TO BE DONE: Print the lines of the listing below verbatim from its first line through the line bearing "const link = (t: string)". Any pictures are to be omitted.

INFORMATION PROVIDED:

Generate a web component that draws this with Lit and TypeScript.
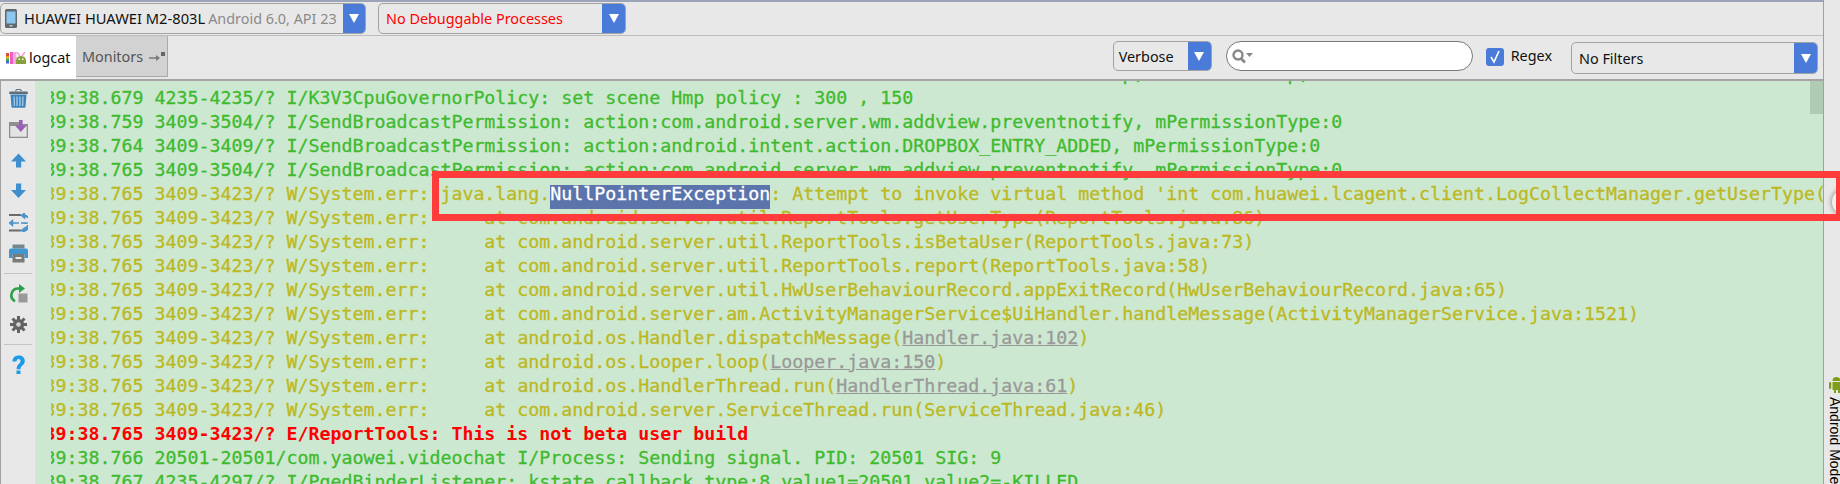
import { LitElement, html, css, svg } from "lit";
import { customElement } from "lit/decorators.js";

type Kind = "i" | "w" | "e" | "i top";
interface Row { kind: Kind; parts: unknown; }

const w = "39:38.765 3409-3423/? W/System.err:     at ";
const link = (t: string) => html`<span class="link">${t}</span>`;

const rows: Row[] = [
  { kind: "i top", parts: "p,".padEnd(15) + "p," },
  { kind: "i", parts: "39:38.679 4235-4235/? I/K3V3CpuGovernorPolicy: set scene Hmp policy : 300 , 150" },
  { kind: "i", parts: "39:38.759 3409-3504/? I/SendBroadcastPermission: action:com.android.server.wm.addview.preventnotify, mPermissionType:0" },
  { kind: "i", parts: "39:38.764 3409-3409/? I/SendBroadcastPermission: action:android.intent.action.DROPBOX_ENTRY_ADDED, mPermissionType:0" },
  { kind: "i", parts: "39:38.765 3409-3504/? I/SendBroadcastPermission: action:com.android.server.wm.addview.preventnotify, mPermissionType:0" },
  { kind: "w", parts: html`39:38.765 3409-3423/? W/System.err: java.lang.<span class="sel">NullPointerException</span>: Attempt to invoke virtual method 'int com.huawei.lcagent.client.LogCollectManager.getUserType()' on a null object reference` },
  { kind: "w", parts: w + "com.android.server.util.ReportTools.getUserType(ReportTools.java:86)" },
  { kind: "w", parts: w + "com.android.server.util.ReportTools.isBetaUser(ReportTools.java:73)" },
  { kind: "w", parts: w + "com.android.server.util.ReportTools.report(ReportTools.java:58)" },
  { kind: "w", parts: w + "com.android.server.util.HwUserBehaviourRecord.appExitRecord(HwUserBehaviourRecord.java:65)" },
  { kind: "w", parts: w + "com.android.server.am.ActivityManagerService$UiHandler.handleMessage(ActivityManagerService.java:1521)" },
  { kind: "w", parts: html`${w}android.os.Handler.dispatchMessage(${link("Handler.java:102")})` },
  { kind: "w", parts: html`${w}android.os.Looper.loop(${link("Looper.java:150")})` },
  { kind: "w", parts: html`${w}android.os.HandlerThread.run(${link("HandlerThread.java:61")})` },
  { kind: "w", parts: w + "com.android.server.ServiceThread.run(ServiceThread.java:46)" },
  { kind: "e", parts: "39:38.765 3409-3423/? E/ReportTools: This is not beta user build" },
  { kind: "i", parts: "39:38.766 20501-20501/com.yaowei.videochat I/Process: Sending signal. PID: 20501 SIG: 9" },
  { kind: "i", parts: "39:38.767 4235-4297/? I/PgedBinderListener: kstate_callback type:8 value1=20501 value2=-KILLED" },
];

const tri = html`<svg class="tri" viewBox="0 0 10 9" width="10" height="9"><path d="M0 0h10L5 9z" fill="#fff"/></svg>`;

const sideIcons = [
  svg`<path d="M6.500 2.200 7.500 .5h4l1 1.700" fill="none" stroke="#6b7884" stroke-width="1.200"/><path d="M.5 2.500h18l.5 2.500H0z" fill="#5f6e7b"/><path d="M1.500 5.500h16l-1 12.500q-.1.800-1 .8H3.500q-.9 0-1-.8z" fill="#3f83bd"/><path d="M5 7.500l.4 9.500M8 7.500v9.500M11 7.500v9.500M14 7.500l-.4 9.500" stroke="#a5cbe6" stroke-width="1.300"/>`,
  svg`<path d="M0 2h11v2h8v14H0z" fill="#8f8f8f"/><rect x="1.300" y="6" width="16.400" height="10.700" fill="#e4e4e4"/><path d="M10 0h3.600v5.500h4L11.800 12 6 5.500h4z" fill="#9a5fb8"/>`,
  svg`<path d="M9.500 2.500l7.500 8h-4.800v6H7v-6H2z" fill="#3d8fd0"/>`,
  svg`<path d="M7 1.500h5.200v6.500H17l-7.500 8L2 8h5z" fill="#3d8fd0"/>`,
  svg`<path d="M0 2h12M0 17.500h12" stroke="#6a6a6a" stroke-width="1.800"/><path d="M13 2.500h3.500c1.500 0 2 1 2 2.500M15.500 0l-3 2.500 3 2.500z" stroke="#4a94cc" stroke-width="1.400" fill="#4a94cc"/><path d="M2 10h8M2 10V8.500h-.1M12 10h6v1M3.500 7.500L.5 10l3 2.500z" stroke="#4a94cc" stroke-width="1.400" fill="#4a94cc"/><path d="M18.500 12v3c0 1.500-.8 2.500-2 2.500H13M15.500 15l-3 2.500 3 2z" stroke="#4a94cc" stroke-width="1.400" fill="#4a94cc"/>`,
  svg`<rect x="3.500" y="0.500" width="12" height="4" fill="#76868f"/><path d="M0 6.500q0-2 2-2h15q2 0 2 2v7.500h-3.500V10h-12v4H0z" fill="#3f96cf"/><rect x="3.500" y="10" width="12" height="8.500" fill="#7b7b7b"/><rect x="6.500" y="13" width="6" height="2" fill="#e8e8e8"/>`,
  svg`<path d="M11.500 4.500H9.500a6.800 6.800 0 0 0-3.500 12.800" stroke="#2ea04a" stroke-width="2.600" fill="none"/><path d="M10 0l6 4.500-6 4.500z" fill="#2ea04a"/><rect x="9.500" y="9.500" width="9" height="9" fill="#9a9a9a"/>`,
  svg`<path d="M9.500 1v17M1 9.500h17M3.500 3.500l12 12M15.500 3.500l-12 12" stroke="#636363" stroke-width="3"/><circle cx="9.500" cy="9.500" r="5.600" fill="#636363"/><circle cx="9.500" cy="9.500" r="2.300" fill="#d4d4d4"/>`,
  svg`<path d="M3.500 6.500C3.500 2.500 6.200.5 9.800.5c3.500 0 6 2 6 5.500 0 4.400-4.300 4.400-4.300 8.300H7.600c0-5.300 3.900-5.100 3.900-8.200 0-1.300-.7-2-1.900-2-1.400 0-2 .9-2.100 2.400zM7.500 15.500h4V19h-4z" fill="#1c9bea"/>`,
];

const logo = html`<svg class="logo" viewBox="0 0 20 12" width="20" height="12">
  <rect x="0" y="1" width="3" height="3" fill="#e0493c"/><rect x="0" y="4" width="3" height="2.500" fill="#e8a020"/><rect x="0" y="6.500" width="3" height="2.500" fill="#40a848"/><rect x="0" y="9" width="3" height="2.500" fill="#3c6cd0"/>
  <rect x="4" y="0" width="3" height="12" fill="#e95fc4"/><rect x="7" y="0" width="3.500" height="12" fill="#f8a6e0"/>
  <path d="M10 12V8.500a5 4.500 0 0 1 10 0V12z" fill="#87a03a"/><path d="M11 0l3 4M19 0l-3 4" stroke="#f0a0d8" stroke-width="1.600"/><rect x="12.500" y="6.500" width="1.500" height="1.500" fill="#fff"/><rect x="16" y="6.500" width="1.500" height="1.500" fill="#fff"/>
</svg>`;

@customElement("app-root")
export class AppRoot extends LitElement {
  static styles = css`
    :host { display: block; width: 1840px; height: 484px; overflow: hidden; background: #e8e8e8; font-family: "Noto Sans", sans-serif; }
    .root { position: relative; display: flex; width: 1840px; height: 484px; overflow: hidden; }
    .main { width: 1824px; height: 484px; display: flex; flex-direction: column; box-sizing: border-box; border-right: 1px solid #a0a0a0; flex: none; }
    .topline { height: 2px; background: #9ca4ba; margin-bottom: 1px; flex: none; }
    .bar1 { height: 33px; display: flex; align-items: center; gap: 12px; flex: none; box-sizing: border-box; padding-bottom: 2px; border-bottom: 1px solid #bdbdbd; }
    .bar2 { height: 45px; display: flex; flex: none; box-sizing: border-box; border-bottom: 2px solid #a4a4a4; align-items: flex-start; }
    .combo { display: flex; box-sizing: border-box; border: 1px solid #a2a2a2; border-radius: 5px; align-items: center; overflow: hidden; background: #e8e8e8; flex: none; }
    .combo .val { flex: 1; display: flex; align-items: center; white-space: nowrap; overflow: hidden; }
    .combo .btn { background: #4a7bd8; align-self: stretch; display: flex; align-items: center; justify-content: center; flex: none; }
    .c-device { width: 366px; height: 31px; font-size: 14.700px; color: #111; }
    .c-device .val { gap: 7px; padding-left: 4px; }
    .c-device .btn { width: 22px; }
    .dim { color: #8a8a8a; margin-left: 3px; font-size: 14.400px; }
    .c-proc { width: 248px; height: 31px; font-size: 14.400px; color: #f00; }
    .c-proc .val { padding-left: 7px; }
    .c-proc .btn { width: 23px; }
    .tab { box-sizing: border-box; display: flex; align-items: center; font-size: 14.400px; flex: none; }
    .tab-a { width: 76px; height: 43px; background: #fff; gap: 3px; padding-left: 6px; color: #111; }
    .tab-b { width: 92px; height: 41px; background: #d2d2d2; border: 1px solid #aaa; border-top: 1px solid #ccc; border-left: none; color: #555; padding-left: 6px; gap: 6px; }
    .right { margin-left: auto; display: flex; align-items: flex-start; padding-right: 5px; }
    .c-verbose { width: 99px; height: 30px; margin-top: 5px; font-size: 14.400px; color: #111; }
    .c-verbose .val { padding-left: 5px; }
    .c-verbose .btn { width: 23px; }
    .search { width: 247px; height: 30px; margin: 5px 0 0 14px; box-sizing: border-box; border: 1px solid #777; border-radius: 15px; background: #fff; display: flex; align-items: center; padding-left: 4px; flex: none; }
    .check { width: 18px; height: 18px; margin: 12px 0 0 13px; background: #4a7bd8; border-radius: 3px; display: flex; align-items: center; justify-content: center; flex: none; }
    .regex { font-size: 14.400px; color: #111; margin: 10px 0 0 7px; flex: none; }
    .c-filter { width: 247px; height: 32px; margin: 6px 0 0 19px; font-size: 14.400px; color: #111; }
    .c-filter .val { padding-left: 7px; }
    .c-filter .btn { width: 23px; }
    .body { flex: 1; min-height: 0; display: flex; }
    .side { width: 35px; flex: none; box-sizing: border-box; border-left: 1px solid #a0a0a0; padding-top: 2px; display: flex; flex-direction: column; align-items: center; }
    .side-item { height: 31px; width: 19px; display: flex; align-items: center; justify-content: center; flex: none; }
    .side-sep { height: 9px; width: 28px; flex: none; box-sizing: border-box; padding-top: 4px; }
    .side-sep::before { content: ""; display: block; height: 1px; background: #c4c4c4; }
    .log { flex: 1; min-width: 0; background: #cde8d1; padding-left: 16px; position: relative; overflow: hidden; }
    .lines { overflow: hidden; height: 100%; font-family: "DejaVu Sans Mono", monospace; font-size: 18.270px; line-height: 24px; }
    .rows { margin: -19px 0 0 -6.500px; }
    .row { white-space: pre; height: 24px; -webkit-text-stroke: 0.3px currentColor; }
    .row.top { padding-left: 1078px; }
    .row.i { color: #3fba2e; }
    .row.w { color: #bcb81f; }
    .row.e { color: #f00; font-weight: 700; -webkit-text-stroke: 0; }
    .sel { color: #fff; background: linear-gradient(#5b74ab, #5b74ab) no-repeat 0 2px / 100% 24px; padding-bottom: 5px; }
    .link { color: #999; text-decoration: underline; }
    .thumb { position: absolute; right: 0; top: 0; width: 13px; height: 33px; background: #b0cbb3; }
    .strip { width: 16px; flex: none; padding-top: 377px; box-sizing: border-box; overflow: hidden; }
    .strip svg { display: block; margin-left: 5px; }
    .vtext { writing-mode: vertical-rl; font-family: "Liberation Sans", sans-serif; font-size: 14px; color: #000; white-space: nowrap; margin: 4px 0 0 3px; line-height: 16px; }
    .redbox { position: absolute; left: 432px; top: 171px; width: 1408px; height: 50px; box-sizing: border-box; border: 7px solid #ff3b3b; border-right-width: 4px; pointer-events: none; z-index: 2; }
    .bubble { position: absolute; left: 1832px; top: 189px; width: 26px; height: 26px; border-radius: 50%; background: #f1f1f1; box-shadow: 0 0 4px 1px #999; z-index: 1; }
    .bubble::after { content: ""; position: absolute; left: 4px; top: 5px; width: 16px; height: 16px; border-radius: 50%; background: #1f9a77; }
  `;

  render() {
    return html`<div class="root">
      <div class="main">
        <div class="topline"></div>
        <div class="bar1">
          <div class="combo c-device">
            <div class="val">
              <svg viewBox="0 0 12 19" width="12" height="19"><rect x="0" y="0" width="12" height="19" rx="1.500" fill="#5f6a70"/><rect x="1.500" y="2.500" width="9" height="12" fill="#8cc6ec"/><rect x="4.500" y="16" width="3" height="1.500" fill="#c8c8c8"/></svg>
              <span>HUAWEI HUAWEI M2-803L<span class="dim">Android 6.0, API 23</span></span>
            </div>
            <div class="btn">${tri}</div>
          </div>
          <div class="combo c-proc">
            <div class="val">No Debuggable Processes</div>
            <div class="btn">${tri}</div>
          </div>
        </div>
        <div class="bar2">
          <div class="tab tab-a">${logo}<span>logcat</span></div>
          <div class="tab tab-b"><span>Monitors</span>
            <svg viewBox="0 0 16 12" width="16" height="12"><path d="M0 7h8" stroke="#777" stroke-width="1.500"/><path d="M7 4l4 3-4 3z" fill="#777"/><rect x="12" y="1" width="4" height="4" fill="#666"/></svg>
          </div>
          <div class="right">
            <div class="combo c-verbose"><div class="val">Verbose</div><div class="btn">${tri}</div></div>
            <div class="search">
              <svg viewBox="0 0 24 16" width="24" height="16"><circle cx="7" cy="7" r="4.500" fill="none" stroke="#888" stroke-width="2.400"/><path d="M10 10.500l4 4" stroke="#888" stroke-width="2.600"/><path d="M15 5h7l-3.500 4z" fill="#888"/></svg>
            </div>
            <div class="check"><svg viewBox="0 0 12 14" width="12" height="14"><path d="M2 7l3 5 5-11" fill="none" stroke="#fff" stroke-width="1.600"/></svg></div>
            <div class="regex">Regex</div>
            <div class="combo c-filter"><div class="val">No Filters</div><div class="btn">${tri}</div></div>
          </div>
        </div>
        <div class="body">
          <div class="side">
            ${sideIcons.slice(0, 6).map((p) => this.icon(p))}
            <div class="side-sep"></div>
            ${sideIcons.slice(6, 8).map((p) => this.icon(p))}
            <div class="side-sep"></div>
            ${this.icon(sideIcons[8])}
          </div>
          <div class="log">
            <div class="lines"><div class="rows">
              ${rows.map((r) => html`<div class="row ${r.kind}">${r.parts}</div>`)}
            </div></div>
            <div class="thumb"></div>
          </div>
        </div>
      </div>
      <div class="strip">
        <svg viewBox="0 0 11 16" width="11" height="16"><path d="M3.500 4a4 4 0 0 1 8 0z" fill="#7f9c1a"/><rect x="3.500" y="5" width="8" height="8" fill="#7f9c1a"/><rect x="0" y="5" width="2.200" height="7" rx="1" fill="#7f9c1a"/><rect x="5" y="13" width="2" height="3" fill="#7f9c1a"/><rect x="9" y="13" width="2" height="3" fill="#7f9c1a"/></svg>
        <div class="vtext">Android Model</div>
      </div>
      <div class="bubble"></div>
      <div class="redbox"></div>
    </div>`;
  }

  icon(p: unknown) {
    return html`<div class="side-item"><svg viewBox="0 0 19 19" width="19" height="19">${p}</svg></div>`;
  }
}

RESULT FOR THIS TASK:
Generate a web component that draws this with Lit and TypeScript.
import { LitElement, html, css, svg } from "lit";
import { customElement } from "lit/decorators.js";

type Kind = "i" | "w" | "e" | "i top";
interface Row { kind: Kind; parts: unknown; }

const w = "39:38.765 3409-3423/? W/System.err:     at ";
const link = (t: string) => html`<span class="link">${t}</span>`;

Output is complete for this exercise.